DESCRIPTION OF THE TASK:
Pictures do not belong in your copy. Repeat all the other data exactly.

DATA SECTION:
————
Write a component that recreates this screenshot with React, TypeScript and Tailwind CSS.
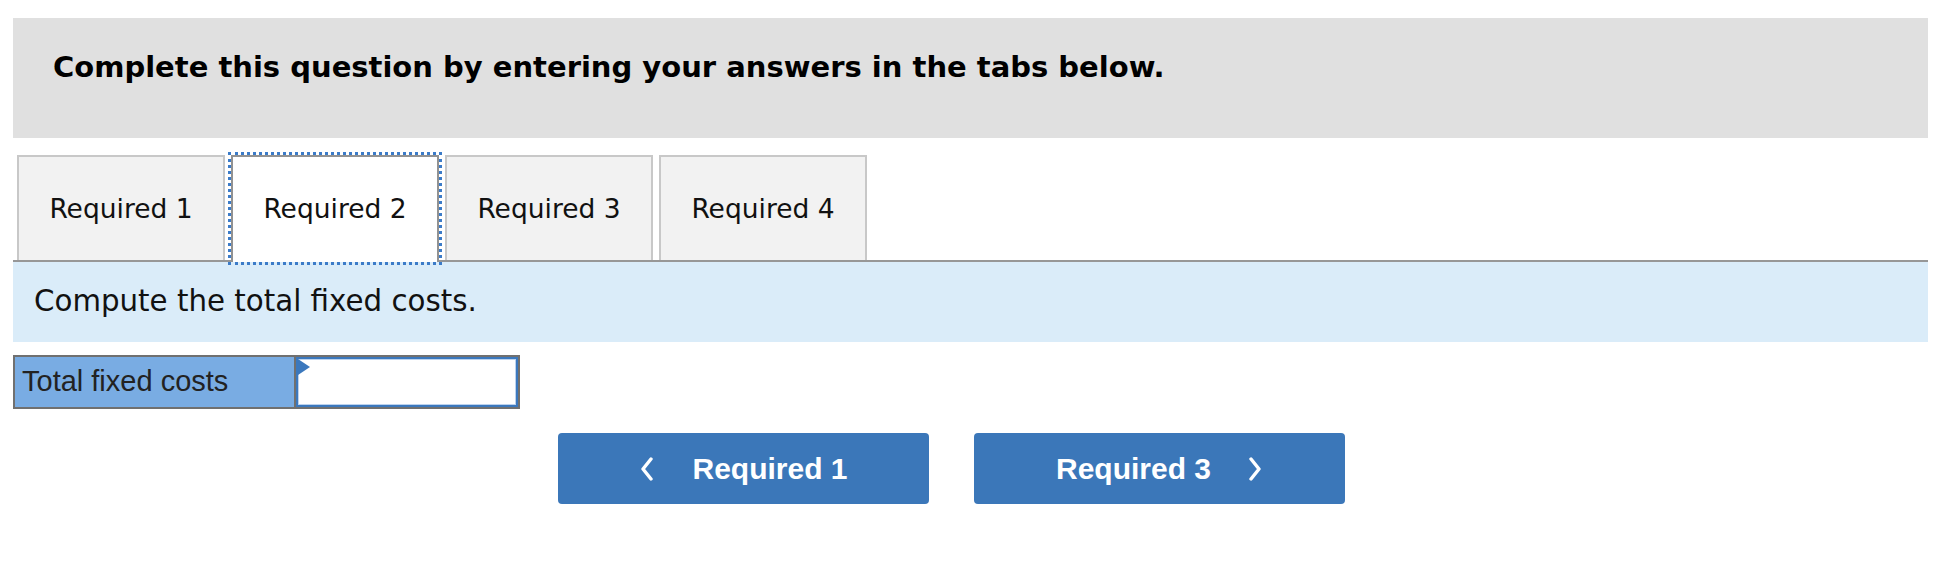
import React from "react";

const tabs = ["Required 1", "Required 2", "Required 3", "Required 4"];

function Chevron({ dir }: { dir: "left" | "right" }) {
  return (
    <svg width="16" height="24" viewBox="0 0 16 24" className="shrink-0">
      <polyline
        points={dir === "left" ? "12,2 4,12 12,22" : "4,2 12,12 4,22"}
        fill="none"
        stroke="white"
        strokeWidth="3.4"
        strokeLinecap="round"
        strokeLinejoin="round"
      />
    </svg>
  );
}

export default function App() {
  return (
    <div className="w-[1948px] h-[564px] bg-white pt-[18px]">
      <div className="ml-[13px] w-[1915px]">
        {/* header */}
        <div className="h-[120px] bg-[#e0e0e0] pt-[32px] pl-[40px]">
          <div
            className="text-[29px] leading-[34px] font-bold text-black"
            style={{ fontFamily: '"DejaVu Sans", Verdana, sans-serif' }}
          >
            Complete this question by entering your answers in the tabs below.
          </div>
        </div>

        {/* tabs */}
        <div className="mt-[17px] flex gap-[6px] pl-[4px] border-b-2 border-[#979797] h-[107px]">
          {tabs.map((t, i) =>
            i === 1 ? (
              <div
                key={t}
                className="relative z-10 w-[208px] h-[107px] pb-[2px] bg-white border-2 border-b-0 border-[#929292] outline-[3px] outline-dotted outline-[#3b7bc8] outline-offset-0 flex items-center justify-center text-[26.5px] text-[#111]"
                style={{ fontFamily: '"DejaVu Sans", Verdana, sans-serif' }}
              >
                {t}
              </div>
            ) : (
              <div
                key={t}
                className="w-[208px] h-[105px] bg-[#f2f2f2] border-2 border-b-0 border-[#c8c8c8] flex items-center justify-center text-[26.5px] text-[#111]"
                style={{ fontFamily: '"DejaVu Sans", Verdana, sans-serif' }}
              >
                {t}
              </div>
            )
          )}
        </div>

        {/* instruction band */}
        <div
          className="h-[80px] bg-[#daecf9] flex items-center pl-[21px] text-[29.3px] text-[#111]"
          style={{ fontFamily: '"DejaVu Sans", Verdana, sans-serif' }}
        >
          Compute the total fixed costs.
        </div>

        {/* input row */}
        <div className="mt-[13px] flex w-[507px] h-[54px] border-2 border-[#707070]">
          <div
            className="w-[279px] h-full bg-[#79ace3] flex items-center pl-[7px] text-[29px] text-[#222]"
            style={{ fontFamily: '"Liberation Sans", Arial, sans-serif' }}
          >
            Total fixed costs
          </div>
          <div className="w-[2px] h-full bg-[#707070]" />
          <div className="relative flex-1 h-full border-2 border-[#3b78bd] bg-white">
            <div className="h-full w-full border border-[#bcd2ee]" />
            <svg
              width="12"
              height="16"
              viewBox="0 0 12 16"
              className="absolute left-0 top-0"
            >
              <polygon points="0,0 12,8 0,16" fill="#3b78bd" />
            </svg>
          </div>
        </div>

        {/* nav buttons */}
        <div className="mt-[24px] flex gap-[45px] pl-[545px]">
          <button
            className="w-[371px] h-[71px] rounded-[4px] bg-[#3b77b9] flex items-center justify-center gap-[37px] text-white text-[30px] font-bold"
            style={{ fontFamily: '"Liberation Sans", Arial, sans-serif' }}
          >
            <Chevron dir="left" />
            <span>Required 1</span>
          </button>
          <button
            className="w-[371px] h-[71px] rounded-[4px] bg-[#3b77b9] flex items-center justify-center gap-[36px] text-white text-[30px] font-bold"
            style={{ fontFamily: '"Liberation Sans", Arial, sans-serif' }}
          >
            <span>Required 3</span>
            <Chevron dir="right" />
          </button>
        </div>
      </div>
    </div>
  );
}
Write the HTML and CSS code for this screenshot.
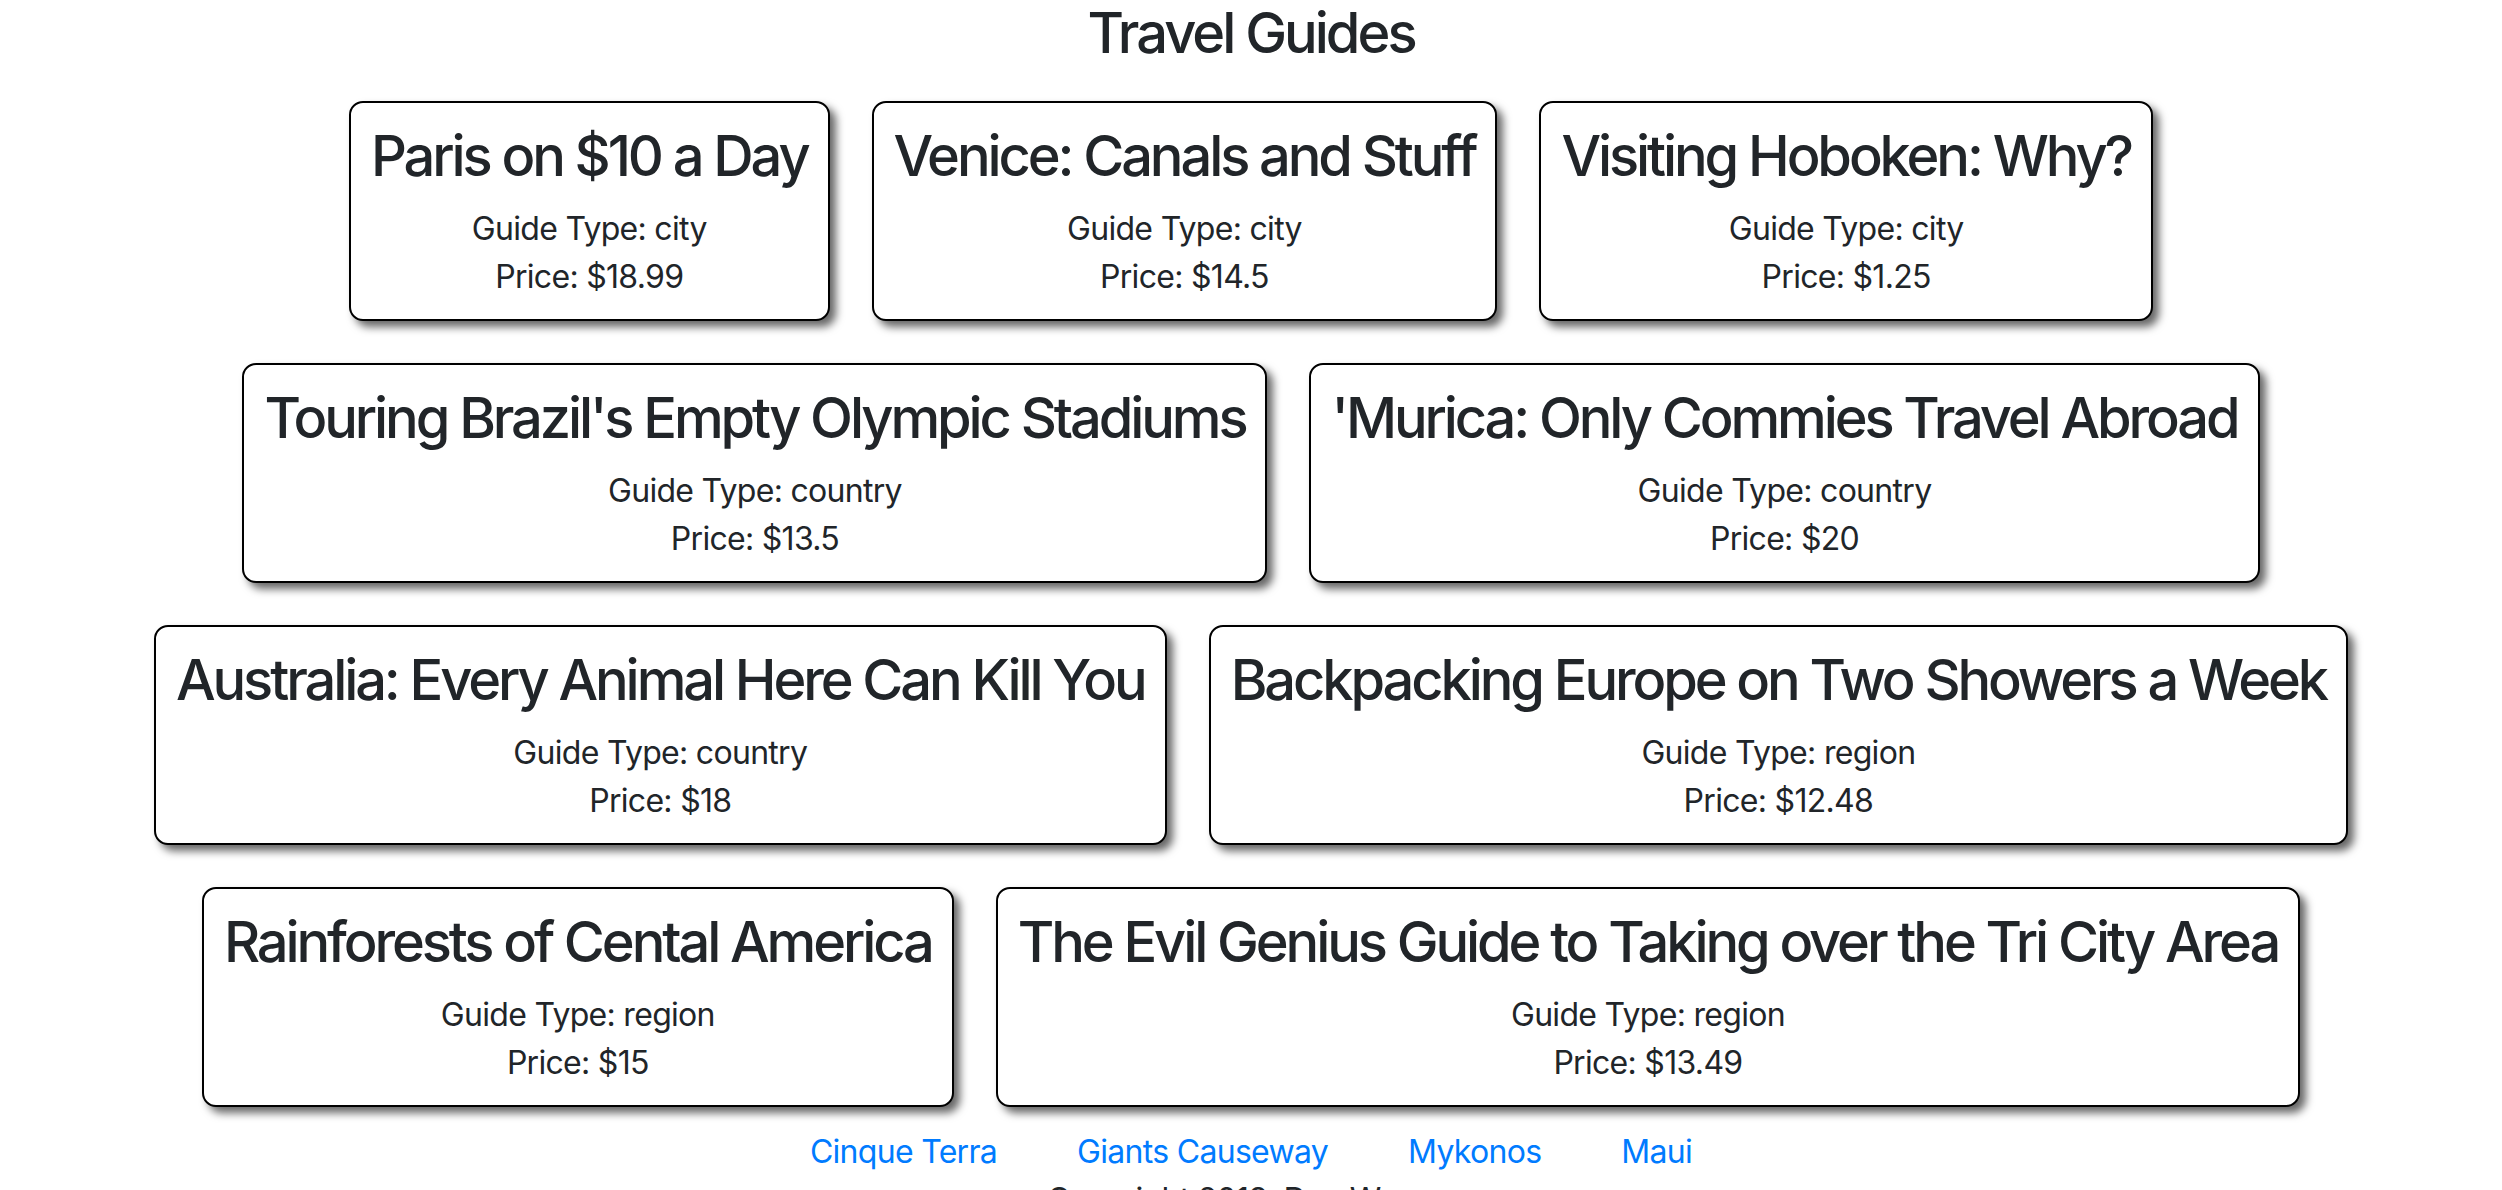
————
ANSWER IN FULL:
Write a component that recreates this screenshot with React, TypeScript and Tailwind CSS.
import React from "react";

const tabs = ["Required 1", "Required 2", "Required 3", "Required 4"];

function Chevron({ dir }: { dir: "left" | "right" }) {
  return (
    <svg width="16" height="24" viewBox="0 0 16 24" className="shrink-0">
      <polyline
        points={dir === "left" ? "12,2 4,12 12,22" : "4,2 12,12 4,22"}
        fill="none"
        stroke="white"
        strokeWidth="3.4"
        strokeLinecap="round"
        strokeLinejoin="round"
      />
    </svg>
  );
}

export default function App() {
  return (
    <div className="w-[1948px] h-[564px] bg-white pt-[18px]">
      <div className="ml-[13px] w-[1915px]">
        {/* header */}
        <div className="h-[120px] bg-[#e0e0e0] pt-[32px] pl-[40px]">
          <div
            className="text-[29px] leading-[34px] font-bold text-black"
            style={{ fontFamily: '"DejaVu Sans", Verdana, sans-serif' }}
          >
            Complete this question by entering your answers in the tabs below.
          </div>
        </div>

        {/* tabs */}
        <div className="mt-[17px] flex gap-[6px] pl-[4px] border-b-2 border-[#979797] h-[107px]">
          {tabs.map((t, i) =>
            i === 1 ? (
              <div
                key={t}
                className="relative z-10 w-[208px] h-[107px] pb-[2px] bg-white border-2 border-b-0 border-[#929292] outline-[3px] outline-dotted outline-[#3b7bc8] outline-offset-0 flex items-center justify-center text-[26.5px] text-[#111]"
                style={{ fontFamily: '"DejaVu Sans", Verdana, sans-serif' }}
              >
                {t}
              </div>
            ) : (
              <div
                key={t}
                className="w-[208px] h-[105px] bg-[#f2f2f2] border-2 border-b-0 border-[#c8c8c8] flex items-center justify-center text-[26.5px] text-[#111]"
                style={{ fontFamily: '"DejaVu Sans", Verdana, sans-serif' }}
              >
                {t}
              </div>
            )
          )}
        </div>

        {/* instruction band */}
        <div
          className="h-[80px] bg-[#daecf9] flex items-center pl-[21px] text-[29.3px] text-[#111]"
          style={{ fontFamily: '"DejaVu Sans", Verdana, sans-serif' }}
        >
          Compute the total fixed costs.
        </div>

        {/* input row */}
        <div className="mt-[13px] flex w-[507px] h-[54px] border-2 border-[#707070]">
          <div
            className="w-[279px] h-full bg-[#79ace3] flex items-center pl-[7px] text-[29px] text-[#222]"
            style={{ fontFamily: '"Liberation Sans", Arial, sans-serif' }}
          >
            Total fixed costs
          </div>
          <div className="w-[2px] h-full bg-[#707070]" />
          <div className="relative flex-1 h-full border-2 border-[#3b78bd] bg-white">
            <div className="h-full w-full border border-[#bcd2ee]" />
            <svg
              width="12"
              height="16"
              viewBox="0 0 12 16"
              className="absolute left-0 top-0"
            >
              <polygon points="0,0 12,8 0,16" fill="#3b78bd" />
            </svg>
          </div>
        </div>

        {/* nav buttons */}
        <div className="mt-[24px] flex gap-[45px] pl-[545px]">
          <button
            className="w-[371px] h-[71px] rounded-[4px] bg-[#3b77b9] flex items-center justify-center gap-[37px] text-white text-[30px] font-bold"
            style={{ fontFamily: '"Liberation Sans", Arial, sans-serif' }}
          >
            <Chevron dir="left" />
            <span>Required 1</span>
          </button>
          <button
            className="w-[371px] h-[71px] rounded-[4px] bg-[#3b77b9] flex items-center justify-center gap-[36px] text-white text-[30px] font-bold"
            style={{ fontFamily: '"Liberation Sans", Arial, sans-serif' }}
          >
            <span>Required 3</span>
            <Chevron dir="right" />
          </button>
        </div>
      </div>
    </div>
  );
}
Write the HTML and CSS code for this screenshot.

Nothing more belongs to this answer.